Friday, April 18, 2014

Epic: Hawaii Day 1


    Travel doesn't always go as planned. Making decisions when tired, stressed, and a little bit scared can result in wrong decisions or travel failures. And while I once paced, fretting for the moment a failure would occur, I have more recently begun to openly embrace the ideology failure doesn't always have to equate to a negative outcome. Failure teaches my children to put things in perspective, take things in stride, and most importantly own their part and/or reaction to the moment.

   Our recent trip to Hawaii started out with an epic failure. During our flight from Seattle to Honolulu, a passenger had a seizure. I was one of two medical professionals on board. Together, myself and another critical care nurse, communicated and collaborated with a physician via radio providing the passenger with the best care possible. During this time, the Captain discussed emergency landing options with the FAA. It was determined the best plan was to turn back and land in Oakland. Sadly, we were just under the half way mark to Honolulu. Upon arrival, our flight was met by the Oakland Fire Department to transport the passenger to a local hospital for further care.


   Due to regulations and timing, our flight was "grounded". The airline arranged and paid for food, transportation, and overnight lodging for all 179 remaining passengers on board, not any easy feat at eleven o'clock at night. By the time we had reached our hotel it was almost two in the morning.

   Our flight the following morning was scheduled to depart at eight o'clock. Needing to return to the airport in less than six hours, tired and stressed, Papa Miller and I weighed all our options- including the insane idea of all four of us sleeping at the airport. In the end, while dragging the menagerie to and fro with little sleep was gut wrenching, it was the safest option. I mean seriously people, it's Oakland.


   Exhausted, I peeled Bunny and Monkey from their warm cocoons at five-thirty the next morning- a mere three and a half hours after falling asleep. Papa Miller and I proceeded to guide our weary eyed little ones through tears, frustration, and negotiated the prevention of full on tantrums like seasoned NATO diplomats preventing all out global warfare.  When we reached the Oakland Airport, we moved swiftly through check-in, security, and quickly found breakfast.

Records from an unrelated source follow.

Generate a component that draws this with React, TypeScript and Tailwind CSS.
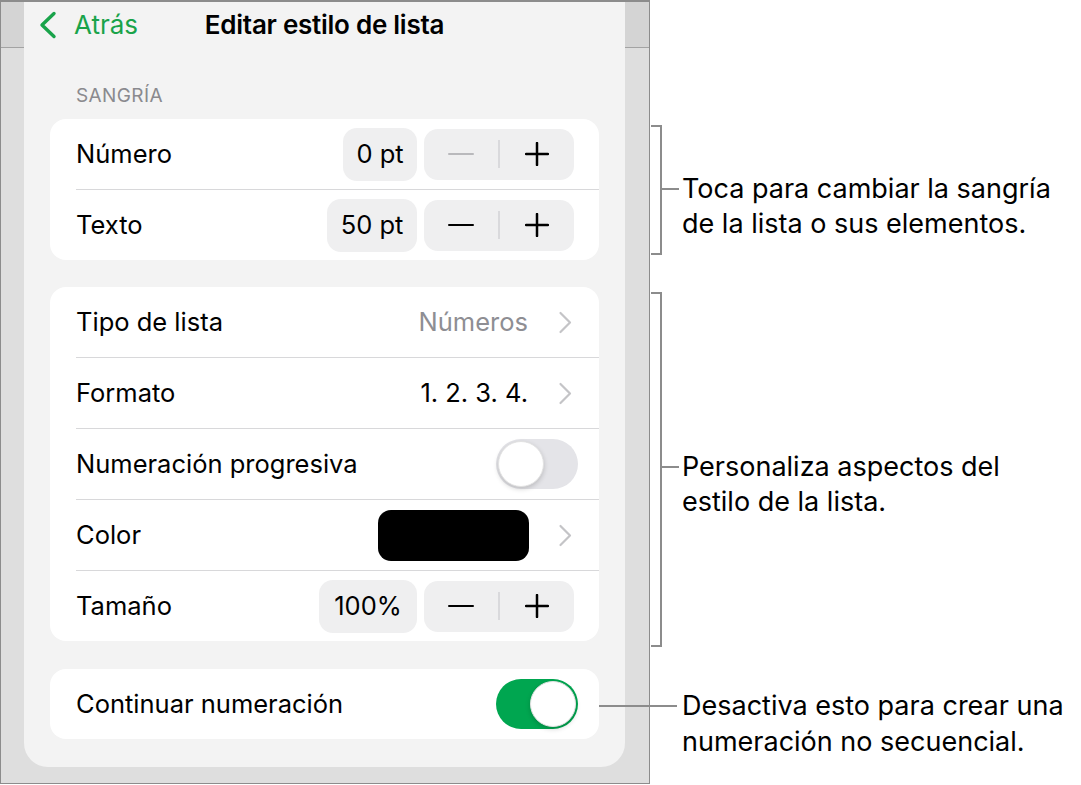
import React from "react";

const font = { fontFamily: "Inter, 'Liberation Sans', sans-serif" };

function Chevron() {
  return (
    <svg width="15" height="23" viewBox="0 0 15 23" fill="none">
      <path d="M2.5 2 L12 11.5 L2.5 21" stroke="#c4c4c7" strokeWidth="2.2" strokeLinecap="round" strokeLinejoin="round" />
    </svg>
  );
}

function Stepper({ value, minusOff, pillW }: { value: string; minusOff?: boolean; pillW: string }) {
  return (
    <div className="flex items-center gap-[7px]">
      <div className={`h-[53px] ${pillW} rounded-[14px] bg-[#efeff0] flex items-center justify-center text-[25.5px] text-black`}>
        {value}
      </div>
      <div className="h-[51px] w-[150px] rounded-[14px] bg-[#efeff0] flex items-center">
        <div className="flex-1 flex items-center justify-center">
          <div className={`w-[26px] h-[2.5px] rounded-full ${minusOff ? "bg-[#b9b9bc]" : "bg-black"}`} />
        </div>
        <div className="w-[2px] h-[28px] bg-[#d9d9dc]" />
        <div className="flex-1 flex items-center justify-center">
          <svg width="24" height="24" viewBox="0 0 24 24">
            <path d="M12 1 V23 M1 12 H23" stroke="#000" strokeWidth="2.5" strokeLinecap="round" />
          </svg>
        </div>
      </div>
    </div>
  );
}

function Toggle({ on }: { on?: boolean }) {
  return (
    <div className={`w-[82px] h-[50px] rounded-full p-[2px] flex ${on ? "bg-[#00a650] justify-end" : "bg-[#e4e4e8] justify-start"}`}>
      <div className="w-[46px] h-[46px] rounded-full bg-white shadow-[0_2px_5px_rgba(0,0,0,0.18)] border border-[#e2e2e2]" />
    </div>
  );
}

function Row({ label, children, last, pr }: { label: string; children?: React.ReactNode; last?: boolean; pr: string }) {
  return (
    <div className="pl-[26px] flex flex-col">
      <div className={`h-[70px] flex items-center justify-between ${pr}`}>
        <span className="text-[25.5px] text-black">{label}</span>
        {children}
      </div>
      {!last && <div className="h-px bg-[#d8d8da]" />}
    </div>
  );
}

function Strip() {
  return (
    <div className="flex flex-col bg-[#dedede]">
      <div className="h-[46px] bg-[#d4d4d4] border-b border-[#a3a3a3]" />
    </div>
  );
}

export default function App() {
  return (
    <div className="w-[1081px] h-[785px] bg-white flex items-start" style={font}>
      {/* iPad panel frame */}
      <div className="w-[650px] h-[784px] border border-t-2 border-[#8c8c8c] bg-[#dedede] grid grid-cols-[23px_601px_24px]">
        <Strip />
        <div className="h-[765px] bg-[#f3f3f3] rounded-b-[24px] px-[26px] flex flex-col">
          <div className="h-[46px] -mx-[26px] grid grid-cols-[1fr_auto_1fr] items-center">
            <div className="flex items-center pl-[15px] gap-[17px] text-[#19a34a]">
              <svg width="18" height="28" viewBox="0 0 18 28" fill="none">
                <path d="M15 2.5 L3 14 L15 25.5" stroke="#19a34a" strokeWidth="3.4" strokeLinecap="round" strokeLinejoin="round" />
              </svg>
              <span className="text-[26px] leading-none">Atrás</span>
            </div>
            <span className="text-[26px] font-semibold text-black leading-none tracking-[-0.01em]">Editar estilo de lista</span>
            <div />
          </div>

          <div className="mt-[37px] pl-[26px] h-[22px] text-[19px] leading-[22px] tracking-[0.02em] text-[#8a8a8e]">SANGRÍA</div>

          <div className="mt-[12px] bg-white rounded-[16px] flex flex-col">
            <Row label="Número" pr="pr-[25px]">
              <Stepper value="0 pt" minusOff pillW="w-[74px]" />
            </Row>
            <Row label="Texto" pr="pr-[25px]" last>
              <Stepper value="50 pt" pillW="w-[90px]" />
            </Row>
          </div>

          <div className="mt-[27px] bg-white rounded-[16px] flex flex-col">
            <Row label="Tipo de lista" pr="pr-[26px]">
              <div className="flex items-center gap-[30px]">
                <span className="text-[25.5px] text-[#8e8e93]">Números</span>
                <Chevron />
              </div>
            </Row>
            <Row label="Formato" pr="pr-[26px]">
              <div className="flex items-center gap-[30px]">
                <span className="text-[25.5px] text-black">1. 2. 3. 4.</span>
                <Chevron />
              </div>
            </Row>
            <Row label="Numeración progresiva" pr="pr-[21px]">
              <Toggle />
            </Row>
            <Row label="Color" pr="pr-[26px]">
              <div className="flex items-center gap-[29px]">
                <div className="w-[151px] h-[51px] rounded-[13px] bg-black" />
                <Chevron />
              </div>
            </Row>
            <Row label="Tamaño" pr="pr-[25px]" last>
              <Stepper value="100%" pillW="w-[98px]" />
            </Row>
          </div>

          <div className="mt-[28px] bg-white rounded-[16px] flex flex-col">
            <Row label="Continuar numeración" pr="pr-[21px]" last>
              <Toggle on />
            </Row>
          </div>
        </div>
        <Strip />
      </div>

      {/* callouts */}
      <div className="flex flex-col pt-[125px] text-[27px] leading-[35px] text-black">
        <div className="flex">
          <div className="ml-[1px] w-[11px] h-[130px] border-y-2 border-r-2 border-[#8c8c8c]" />
          <div className="mt-[46px] flex items-start">
            <div className="mt-[17px] w-[17px] h-[2px] bg-[#8c8c8c]" />
            <div className="ml-[3px] whitespace-nowrap">
              Toca para cambiar la sangría
              <br />
              de la lista o sus elementos.
            </div>
          </div>
        </div>

        <div className="mt-[37px] flex">
          <div className="ml-[1px] w-[11px] h-[355px] border-y-2 border-r-2 border-[#8c8c8c]" />
          <div className="mt-[157px] flex items-start">
            <div className="mt-[17px] w-[17px] h-[2px] bg-[#8c8c8c]" />
            <div className="ml-[3px] whitespace-nowrap">
              Personaliza aspectos del
              <br />
              estilo de la lista.
            </div>
          </div>
        </div>

        <div className="mt-[41px] relative pl-[32px] leading-[36px] whitespace-nowrap">
          <div className="absolute left-[-51px] top-[17px] w-[78px] h-[2px] bg-[#8c8c8c]" />
          Desactiva esto para crear una
          <br />
          numeración no secuencial.
        </div>
      </div>
    </div>
  );
}
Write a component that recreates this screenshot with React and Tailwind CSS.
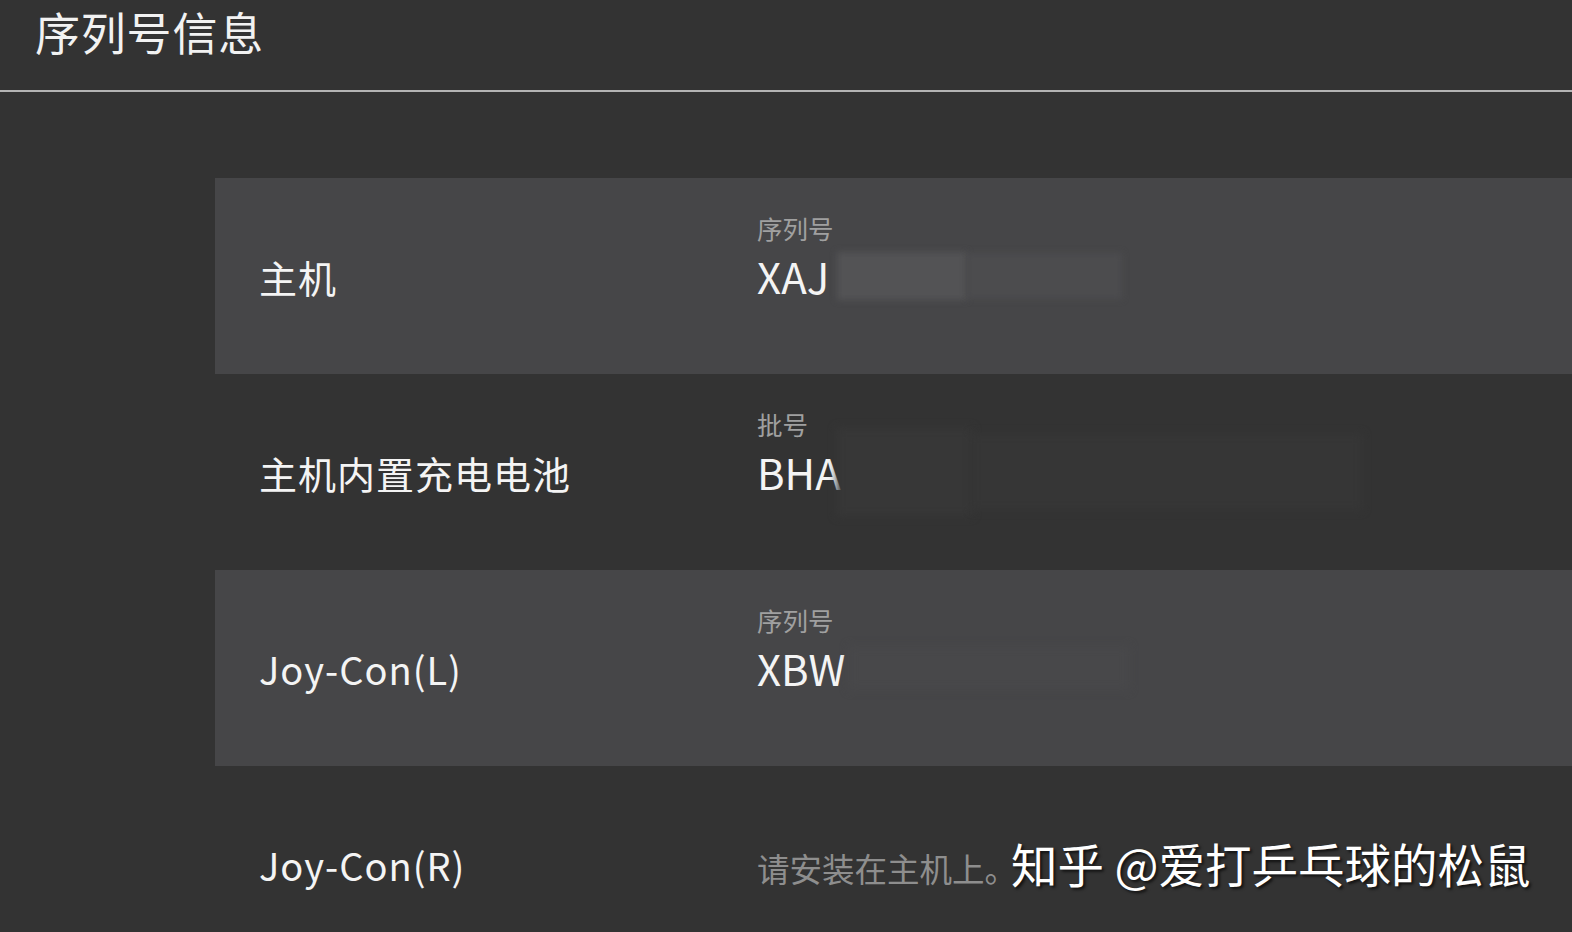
import React from 'react';

const rows = [
  { label: '主机', caption: '序列号', value: 'XAJ', shade: true, blur: 'light' },
  { label: '主机内置充电电池', caption: '批号', value: 'BHA', shade: false, blur: 'dark' },
  { label: 'Joy-Con(L)', caption: '序列号', value: 'XBW', shade: true, blur: 'faint' },
  { label: 'Joy-Con(R)', note: '请安装在主机上。', shade: false },
];

const Blur = ({ kind }) => {
  if (kind === 'light') {
    return (
      <div className="flex items-center ml-[8px] h-[48px]">
        <div className="w-[130px] h-[48px] bg-[#535355] blur-[3px]" />
        <div className="w-[155px] h-[46px] bg-[#4c4c4e] blur-[3px]" />
      </div>
    );
  }
  if (kind === 'dark') {
    return (
      <div className="flex items-center ml-[-4px] h-[90px]">
        <div className="w-[135px] h-[88px] bg-[#373737] blur-[4px]" />
        <div className="w-[390px] h-[76px] bg-[#363636] blur-[4px]" />
      </div>
    );
  }
  return <div className="ml-[4px] w-[280px] h-[44px] bg-[#48484a] blur-[4px]" />;
};

export default function App() {
  return (
    <div
      className="w-[1572px] h-[932px] overflow-hidden bg-[#333333] relative"
      style={{ fontFamily: '"Noto Sans CJK SC", "Noto Sans", sans-serif' }}
    >
      <header className="h-[92px] border-b-2 border-[#b4b4b4] pl-[35px] pt-[2px]">
        <h1 className="text-[45px] leading-[60px] text-[#f2f2f2] tracking-[0.8px]">序列号信息</h1>
      </header>

      <div className="pt-[86px] pl-[215px]">
        {rows.map((row, i) => (
          <div
            key={i}
            className={`flex items-center h-[196px] ${row.shade ? 'bg-[#464648]' : ''}`}
          >
            <div className="w-[542px] pl-[44px] text-[38px] text-[#f4f4f4] tracking-[1px]">
              {row.label}
            </div>
            {row.note ? (
              <div className="text-[32.5px] text-[#8e8e8e] mt-[8px]">{row.note}</div>
            ) : (
              <div className="flex flex-col gap-[8px] -mt-[38px]">
                <div className="text-[25.5px] leading-[30px] text-[#a0a0a0]">{row.caption}</div>
                <div className="flex items-center h-[50px]">
                  <span className="text-[42px] leading-[50px] text-[#f4f4f4]">{row.value}</span>
                  <Blur kind={row.blur} />
                </div>
              </div>
            )}
          </div>
        ))}
      </div>

      <div
        className="absolute left-[1011px] top-[833px] text-[46.5px] leading-[60px] text-white whitespace-nowrap"
        style={{ textShadow: '2px 2px 3px rgba(0,0,0,0.7)' }}
      >
        知乎 @爱打乒乓球的松鼠
      </div>
    </div>
  );
}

   It wasn't until the nurse from the previous days chaotic episode sat down to eat with us, I fully exhaled. We discussed the previous days events, coinciding career's, and family. Critical care, a common knowledge between us, opened the discussion of how bad things could have been.  A second seizure, respiratory arrest, cardiac arrest, death. While the airline had an AED and medical bag, it was limited and did not have what would have been needed to help support a more grievous scenario. 

   Many of the passengers the previous night were nothing short of a vicious mob, angered by the medical emergency causing a delay to their vacations. It was not a shining moment for humanity. While waiting for our hotel assignment, I witnessed a women traveling with her teenage daughter make aggressive and inappropriate comments to an airline spokesperson. I stepped in and asked the woman had it been her daughter who was ill would she have wanted the plane to continue on knowing there was the possibility her daughter could die. Her response was vivid enough to make Miley Cyrus blush. My first instinct was to punch her in the face, fortunately I chose a more empathetic route and simply replied, "You do know what the word die means, right? Get some perspective". I myself tried to do the same. Imagine being the guy who wakes up lying on the floor in the back of the plane, covered in your own vomit and excrement, with a bunch of strangers standing over you jabbing needles in your arm, and to top it off you find out your the reason a whole plane of people are now in Oakland not Honolulu. Your vacations is not delayed, it is now over. How about that for perspective, lady. 

 
   It took almost two hours to land in Oakland, the passenger had ample time to recover. When the Oakland paramedics assessed him he was talking but remembered nothing of the chaotic events. I can only assume most on board had little idea the plethora of medical scenarios which could have played out, and felt the emergency landing was unwarranted. But, when you work in critical care you live and breath everyone's worse case scenarios. Normal people going about their business, then bam....D.E.A.D...dead. When situations like this arise you find yourself mitigating all kinds of emotions and memories trying to prevent a bad situation worsening. Believe me when I say from experience there is often a little squiggly line, that is know to easily disappear, which separates bad and holy shit this is bad. 


In the end we arrived safely in Hawaii half a day later than planned. And while my children were tired, and a little overwhelmed, they were safe, healthy, and on vacation in paradise. We were blessed. In the days after our epic flight we all continued to focus on maintaining a view of gratitude rather than fall pray to classifying our experience as negative. We used it as a catalyst to let go of pre-written notions, ideas, and expectations and simply went with the flow. A...LO...HA.